= Anna Pettersson =

Swedish lawyer

Anna Maria Pettersson (5 January 1861 – 6 September 1929) was a Swedish lawyer. She was the first woman in Sweden to set up a legal agency, run by a woman, which was aimed primarily at female clients. Pettersson was also active in the Swedish National Association for Women's Suffrage (FKPR).

==Life==
Anna Pettersson was born in Uppsala to the gardener Johan Fredrik Pettersson and Charlotta Amalia Günlsdorff. She never married. She trained to be a language teacher, but was always interested in the law and educated herself in law as an autodidact. Between 1890 and 1901, she worked as a clerk at the local law court of Uppsala, and from 1901 to 1904, at the law firm of Victor Wennerholm in Stockholm.

In 1904, she founded her own legal agency, the Kvinnliga Juridiska Byrån ('Women's Legal Bureau') in Stockholm.
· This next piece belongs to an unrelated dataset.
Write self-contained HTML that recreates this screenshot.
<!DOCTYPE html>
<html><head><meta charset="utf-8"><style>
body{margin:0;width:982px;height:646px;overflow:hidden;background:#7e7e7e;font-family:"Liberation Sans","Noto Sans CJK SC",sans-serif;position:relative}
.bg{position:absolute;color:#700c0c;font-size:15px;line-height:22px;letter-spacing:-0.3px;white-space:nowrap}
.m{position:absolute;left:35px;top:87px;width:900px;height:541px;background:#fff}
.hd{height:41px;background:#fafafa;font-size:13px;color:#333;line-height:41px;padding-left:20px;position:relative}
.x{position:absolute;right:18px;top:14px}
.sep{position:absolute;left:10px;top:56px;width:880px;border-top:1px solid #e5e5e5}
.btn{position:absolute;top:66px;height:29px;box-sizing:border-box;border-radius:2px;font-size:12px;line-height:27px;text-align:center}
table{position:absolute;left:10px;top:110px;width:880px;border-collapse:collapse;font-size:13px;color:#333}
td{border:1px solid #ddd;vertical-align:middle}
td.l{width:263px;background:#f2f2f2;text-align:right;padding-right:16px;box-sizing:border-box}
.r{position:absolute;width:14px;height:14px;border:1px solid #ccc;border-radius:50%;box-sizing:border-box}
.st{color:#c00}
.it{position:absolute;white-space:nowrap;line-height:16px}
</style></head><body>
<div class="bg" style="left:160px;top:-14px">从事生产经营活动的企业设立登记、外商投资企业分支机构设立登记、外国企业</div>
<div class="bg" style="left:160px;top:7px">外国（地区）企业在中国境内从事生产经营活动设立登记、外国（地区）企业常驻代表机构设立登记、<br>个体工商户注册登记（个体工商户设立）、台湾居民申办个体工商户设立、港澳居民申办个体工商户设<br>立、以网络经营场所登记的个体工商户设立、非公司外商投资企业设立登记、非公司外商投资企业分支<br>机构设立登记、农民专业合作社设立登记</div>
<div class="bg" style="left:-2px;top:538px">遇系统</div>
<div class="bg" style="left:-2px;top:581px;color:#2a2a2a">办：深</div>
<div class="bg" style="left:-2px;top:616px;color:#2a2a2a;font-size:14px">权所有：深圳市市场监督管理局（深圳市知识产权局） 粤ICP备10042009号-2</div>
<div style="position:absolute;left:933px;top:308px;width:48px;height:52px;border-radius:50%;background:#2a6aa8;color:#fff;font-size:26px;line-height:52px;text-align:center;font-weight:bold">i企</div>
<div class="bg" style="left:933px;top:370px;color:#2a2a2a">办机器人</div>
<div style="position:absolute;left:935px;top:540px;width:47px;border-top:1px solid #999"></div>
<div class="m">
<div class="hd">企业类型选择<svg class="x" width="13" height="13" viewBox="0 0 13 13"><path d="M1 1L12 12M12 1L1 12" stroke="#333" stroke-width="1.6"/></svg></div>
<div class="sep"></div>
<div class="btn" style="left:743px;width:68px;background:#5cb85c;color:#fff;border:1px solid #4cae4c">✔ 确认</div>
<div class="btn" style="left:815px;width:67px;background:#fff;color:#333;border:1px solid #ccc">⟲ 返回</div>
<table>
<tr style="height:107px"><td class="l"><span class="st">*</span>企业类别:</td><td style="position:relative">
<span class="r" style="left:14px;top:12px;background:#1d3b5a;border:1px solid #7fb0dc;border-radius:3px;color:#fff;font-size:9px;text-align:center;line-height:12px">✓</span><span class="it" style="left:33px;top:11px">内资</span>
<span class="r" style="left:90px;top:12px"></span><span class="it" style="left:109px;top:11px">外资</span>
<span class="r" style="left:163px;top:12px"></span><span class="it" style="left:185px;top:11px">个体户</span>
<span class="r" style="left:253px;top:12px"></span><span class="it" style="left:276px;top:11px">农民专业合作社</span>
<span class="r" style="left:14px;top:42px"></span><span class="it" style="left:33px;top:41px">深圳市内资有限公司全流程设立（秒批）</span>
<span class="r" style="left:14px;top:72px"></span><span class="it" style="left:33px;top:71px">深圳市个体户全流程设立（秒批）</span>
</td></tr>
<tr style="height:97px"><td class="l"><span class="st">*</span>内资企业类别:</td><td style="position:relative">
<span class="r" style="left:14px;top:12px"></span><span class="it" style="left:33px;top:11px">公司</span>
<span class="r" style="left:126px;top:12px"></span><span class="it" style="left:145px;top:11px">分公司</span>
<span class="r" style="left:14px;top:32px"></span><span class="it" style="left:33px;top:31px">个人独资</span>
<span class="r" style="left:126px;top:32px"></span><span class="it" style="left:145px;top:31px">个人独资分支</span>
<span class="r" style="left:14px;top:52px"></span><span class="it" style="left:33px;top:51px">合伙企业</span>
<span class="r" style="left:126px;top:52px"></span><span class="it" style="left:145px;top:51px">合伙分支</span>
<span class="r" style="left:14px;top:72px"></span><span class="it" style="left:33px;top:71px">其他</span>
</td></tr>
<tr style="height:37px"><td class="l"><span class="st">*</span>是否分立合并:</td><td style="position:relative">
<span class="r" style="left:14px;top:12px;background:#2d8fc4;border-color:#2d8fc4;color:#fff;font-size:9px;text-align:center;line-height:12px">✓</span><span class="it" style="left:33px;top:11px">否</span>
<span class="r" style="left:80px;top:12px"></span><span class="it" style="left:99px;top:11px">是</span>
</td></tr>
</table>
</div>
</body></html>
She thereby became the first woman in Sweden to start a legal agency, run by a woman, and with primarily female clients. She specialised in legal advice to women in matters of family issues, particularly divorce and women's property rights, which was a complicated issue in the early 20th century, when a woman's rights differed greatly depending on her marital status. She was known to give legal advice free of charge to women who could not pay.
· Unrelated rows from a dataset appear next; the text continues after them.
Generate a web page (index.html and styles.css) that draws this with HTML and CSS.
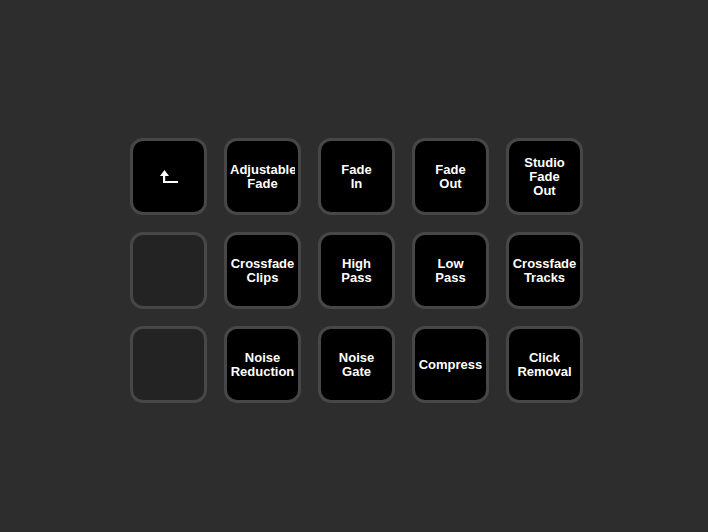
FILE: index.html
```html
<!DOCTYPE html>
<html>
<head>
<meta charset="utf-8">
<link rel="stylesheet" href="styles.css">
</head>
<body>
<div class="grid">
  <div class="key"><svg class="icon" width="18" height="14" viewBox="0 0 18 14"><polygon points="4.5,0 9,6 0,6" fill="#fff"/><rect x="3" y="5" width="2.2" height="8" fill="#fff"/><rect x="3" y="11" width="15" height="2" fill="#fff"/></svg></div>
  <div class="key"><span class="label"><span class="w">Adjustable</span><span class="w">Fade</span></span></div>
  <div class="key"><span class="label"><span class="w">Fade</span><span class="w">In</span></span></div>
  <div class="key"><span class="label"><span class="w">Fade</span><span class="w">Out</span></span></div>
  <div class="key"><span class="label"><span class="w">Studio</span><span class="w">Fade</span><span class="w">Out</span></span></div>
  <div class="key empty"></div>
  <div class="key"><span class="label"><span class="w">Crossfade</span><span class="w">Clips</span></span></div>
  <div class="key"><span class="label"><span class="w">High</span><span class="w">Pass</span></span></div>
  <div class="key"><span class="label"><span class="w">Low</span><span class="w">Pass</span></span></div>
  <div class="key"><span class="label"><span class="w">Crossfade</span><span class="w">Tracks</span></span></div>
  <div class="key empty"></div>
  <div class="key"><span class="label"><span class="w">Noise</span><span class="w">Reduction</span></span></div>
  <div class="key"><span class="label"><span class="w">Noise</span><span class="w">Gate</span></span></div>
  <div class="key"><span class="label"><span class="w">Compress</span></span></div>
  <div class="key"><span class="label"><span class="w">Click</span><span class="w">Removal</span></span></div>
</div>
</body>
</html>
```
FILE: styles.css
```css
html, body {
  margin: 0;
  padding: 0;
  background: #2d2d2d;
  width: 708px;
  height: 532px;
  overflow: hidden;
}
body {
  padding: 138px 0 0 130px;
  box-sizing: border-box;
  font-family: "Liberation Sans", Arial, sans-serif;
}
.grid {
  display: grid;
  grid-template-columns: repeat(5, 77px);
  grid-auto-rows: 77px;
  gap: 17px;
}
.key {
  box-sizing: border-box;
  width: 77px;
  height: 77px;
  border: 3px solid #474747;
  border-radius: 13px;
  background: #000;
  padding: 0 3px;
  display: flex;
  align-items: center;
  justify-content: center;
  overflow: hidden;
}
.key.empty {
  background: #232323;
}
.label {
  display: block;
  width: 100%;
  overflow: hidden;
  color: #fff;
  font-weight: bold;
  font-size: 13px;
  line-height: 14px;
  text-align: center;
}
.w {
  display: block;
  white-space: nowrap;
}
.icon {
  display: block;
  margin-left: 1px;
}
```
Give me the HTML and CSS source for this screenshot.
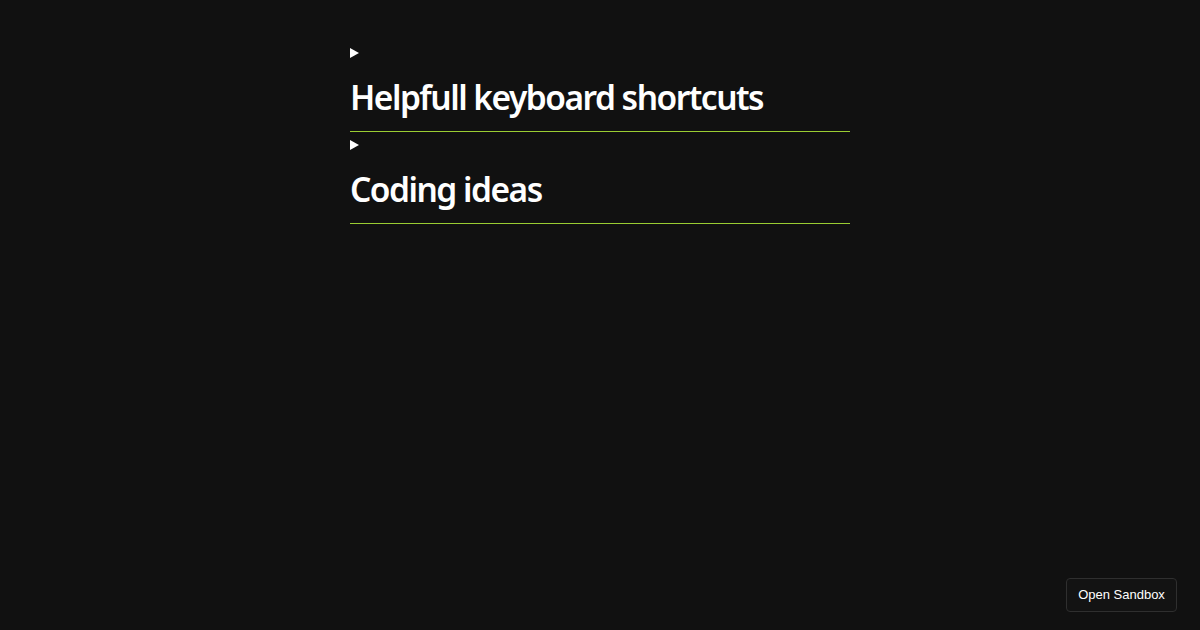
FILE: index.html
```html
<!DOCTYPE html>
<html>
<head>
<meta charset="utf-8">
<link rel="stylesheet" href="styles.css">
</head>
<body>
<main class="list">
  <section class="item">
    <div class="summary"><span class="marker"></span></div>
    <h2 class="title">Helpfull keyboard shortcuts</h2>
  </section>
  <section class="item">
    <div class="summary"><span class="marker"></span></div>
    <h2 class="title">Coding ideas</h2>
  </section>
</main>
<button class="sandbox">Open Sandbox</button>
</body>
</html>
```
FILE: styles.css
```css
html, body {
  margin: 0;
  padding: 0;
  background: #111111;
  height: 100%;
}
body {
  font-family: "Noto Sans", sans-serif;
  color: #ffffff;
  overflow: hidden;
}
.list {
  width: 500px;
  margin: 0 auto;
  padding-top: 40px;
}
.item {
  border-bottom: 1px solid #9acd32;
}
.summary {
  height: 26px;
  display: flex;
  align-items: center;
}
.marker {
  width: 0;
  height: 0;
  border-left: 9px solid #ffffff;
  border-top: 5px solid transparent;
  border-bottom: 5px solid transparent;
}
.title {
  margin: 0;
  padding: 10px 0 13px;
  font-size: 33.5px;
  font-weight: 600;
  letter-spacing: -1.5px;
  line-height: 42px;
}
.sandbox {
  position: fixed;
  right: 23px;
  bottom: 18px;
  width: 111px;
  height: 34px;
  background: #131313;
  color: #ffffff;
  border: 1px solid #2f2f2f;
  border-radius: 4px;
  font-family: "Liberation Sans", Arial, sans-serif;
  font-size: 13px;
  padding: 0 0 2px;
}
```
Anna Pettersson was a member of the Fredrika Bremer Association women's rights organisation as well as a member of the board of the Swedish National Association for Women's Suffrage, and wrote articles about women's legal and marriage rights, nationally (in the women's magazine Dagny, for example) and internationally.

She was supported by Elsa Eschelsson, Sofia Gumaelius and Agda Montelius. Eschelsson occasionally assisted her with legal advice, and encouraged her to continue as long as she had clients. However, while it was not illegal for a person without formal training to offer legal advice, her practice was all the same questioned by lawyers. Her bureau was highly successful among women. In 1915, she retired and left her bureau to Eva Andén, Sweden's first formally trained female lawyer.

Pettersson died in Stockholm in 1929.